If an employee is just mediocre and you keep them around, the rest of your team will think it’s fine to just be okay at their job.
Step 3: Publicly Criticize Your Employees
When you publicly criticize your employees, you bring down everyone’s morale. Your employees will feel bad about themselves and start looking for a new job.
Instead, publicly praise your employees for doing a good job or exhibiting good behavior. Make sure you consistently reward your employees, so they know exactly what to expect.
Step 4: Play Favorites
It’s okay to be friends with your employees; it’s not okay to treat your friends better than everyone else. Once you start treating your friends better and playing favorites, your other employees will stop trusting you and your favorites. Before too long, the rest of your staff will start quitting, and the word will get out that you play favorites – making it difficult to hire anyone.
Step 5: Micromanage
Nobody likes to be micromanaged. You hired your employees because they knew what they were doing, so let them do their job. It’s good to know what your employees are working on, but it’s not good to be constantly checking up on them.

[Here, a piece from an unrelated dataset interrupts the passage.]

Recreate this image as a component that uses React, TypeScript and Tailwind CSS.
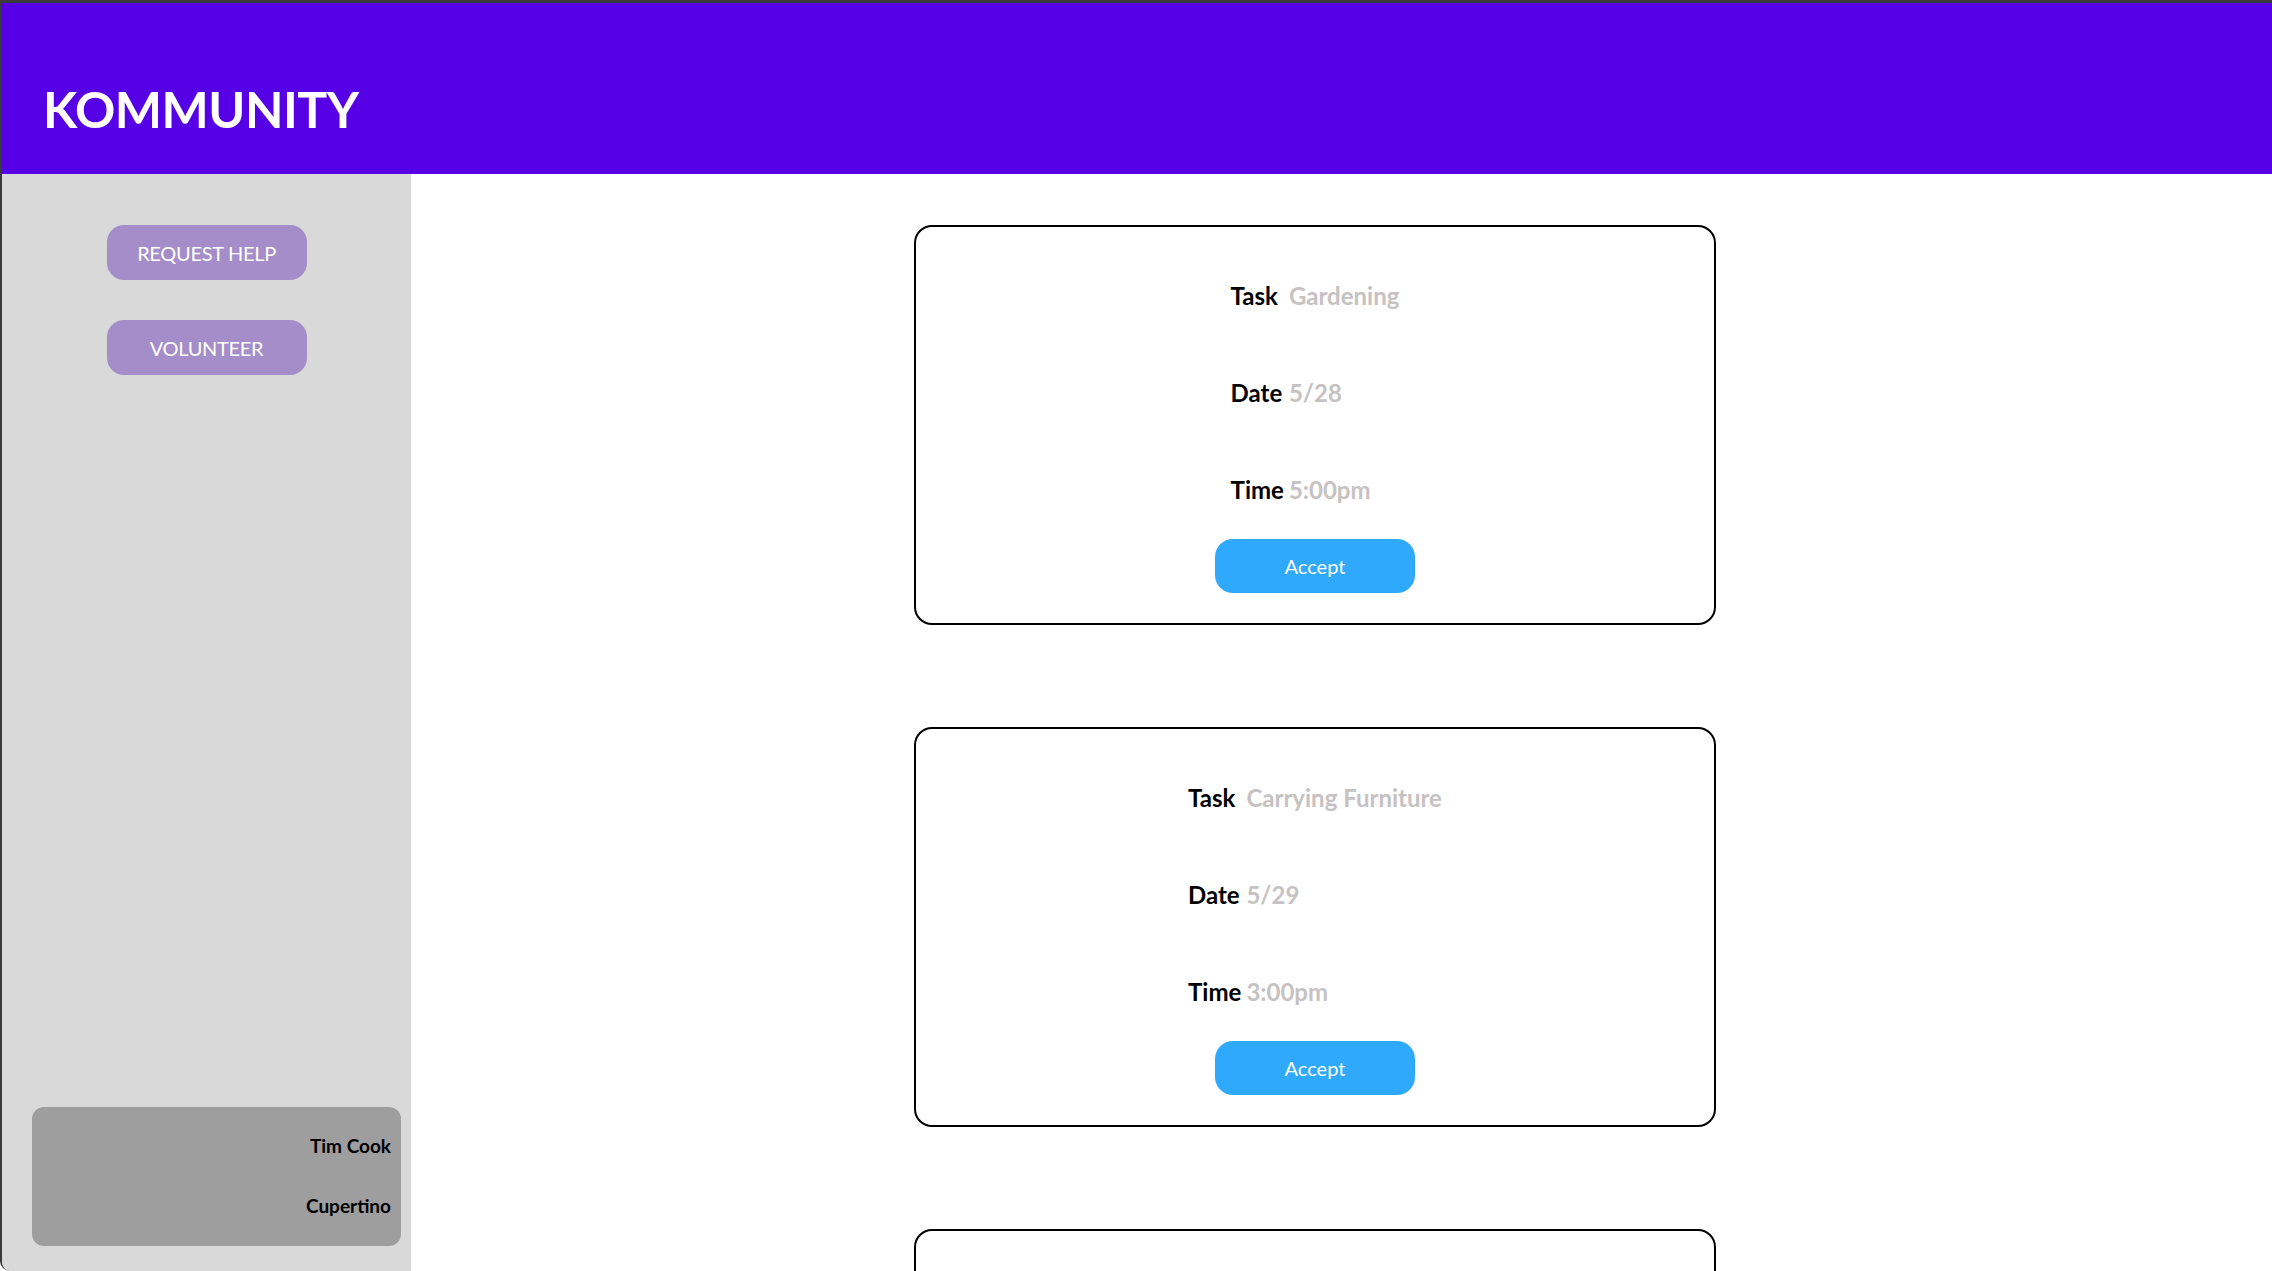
import React from "react";

const font = { fontFamily: "Lato, 'Noto Sans', sans-serif" };

type Task = { task: string; date: string; time: string };

const tasks: Task[] = [
  { task: "Gardening", date: "5/28", time: "5:00pm" },
  { task: "Carrying Furniture", date: "5/29", time: "3:00pm" },
];

function TaskCard({ t }: { t: Task }) {
  return (
    <div className="w-[802px] h-[400px] shrink-0 border-2 border-black rounded-[18px] bg-white flex flex-col items-center pt-[57px]">
      <div className="grid grid-cols-[auto_auto] gap-y-[73px] text-[24px] leading-[24px] font-bold">
        <div className="text-black pr-[5px]">Task</div>
        <div className="text-[#c6c2c2]">{t.task}</div>
        <div className="text-black pr-[5px]">Date</div>
        <div className="text-[#c6c2c2]">{t.date}</div>
        <div className="text-black pr-[5px]">Time</div>
        <div className="text-[#c6c2c2]">{t.time}</div>
      </div>
      <button className="mt-[37px] w-[200px] h-[54px] rounded-[18px] bg-[#2ea9fc] text-white text-[20px] font-normal">
        Accept
      </button>
    </div>
  );
}

export default function App() {
  return (
    <div
      style={font}
      className="w-[2272px] h-[1271px] overflow-hidden flex flex-col bg-white border-t-[3px] border-l-2 border-[#3a3a3a] rounded-bl-[10px]"
    >
      <header className="h-[171px] shrink-0 bg-[#5600e6] flex items-center pl-[41px] pt-[40px]">
        <h1 className="text-white font-bold text-[50px] leading-none tracking-[-0.5px]">KOMMUNITY</h1>
      </header>
      <div className="flex flex-1 min-h-0">
        <aside className="w-[409px] shrink-0 bg-[#d9d9d9] flex flex-col">
          <div className="flex flex-col items-center gap-[40px] pt-[51px]">
            <button className="w-[200px] h-[55px] rounded-[17px] bg-[#a48dc8] text-white text-[20px] tracking-[-0.3px]">
              REQUEST HELP
            </button>
            <button className="w-[200px] h-[55px] rounded-[17px] bg-[#a48dc8] text-white text-[20px] tracking-[-0.3px]">
              VOLUNTEER
            </button>
          </div>
          <div className="mt-auto mb-[25px] ml-[30px] w-[369px] h-[139px] rounded-[12px] bg-[#9e9e9e] flex flex-col items-end pr-[10px] pt-[28px] gap-[38px] text-black font-bold text-[19px] leading-[22px]">
            <div>Tim Cook</div>
            <div>Cupertino</div>
          </div>
        </aside>
        <main className="flex-1 flex flex-col gap-[102px] pl-[503px] pt-[51px]">
          {tasks.map((t, i) => (
            <TaskCard key={i} t={t} />
          ))}
          <div className="w-[802px] h-[400px] shrink-0 border-2 border-black rounded-[18px] bg-white" />
        </main>
      </div>
    </div>
  );
}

Instead of micromanaging, clearly define each person’s job description, then trust them to get their job done. Remember, they’re adults, so treat them like an adult unless they give you reason not to trust them (then, consider if they’re really a good fit for your company).
There are two ways to build a company culture – by taking the time and energy to craft a productive and inspiring culture, or by letting your culture emerge on its own. If you let your culture emerge on its own, you’ll end up with a culture that doesn’t inspire your employees to do their best work.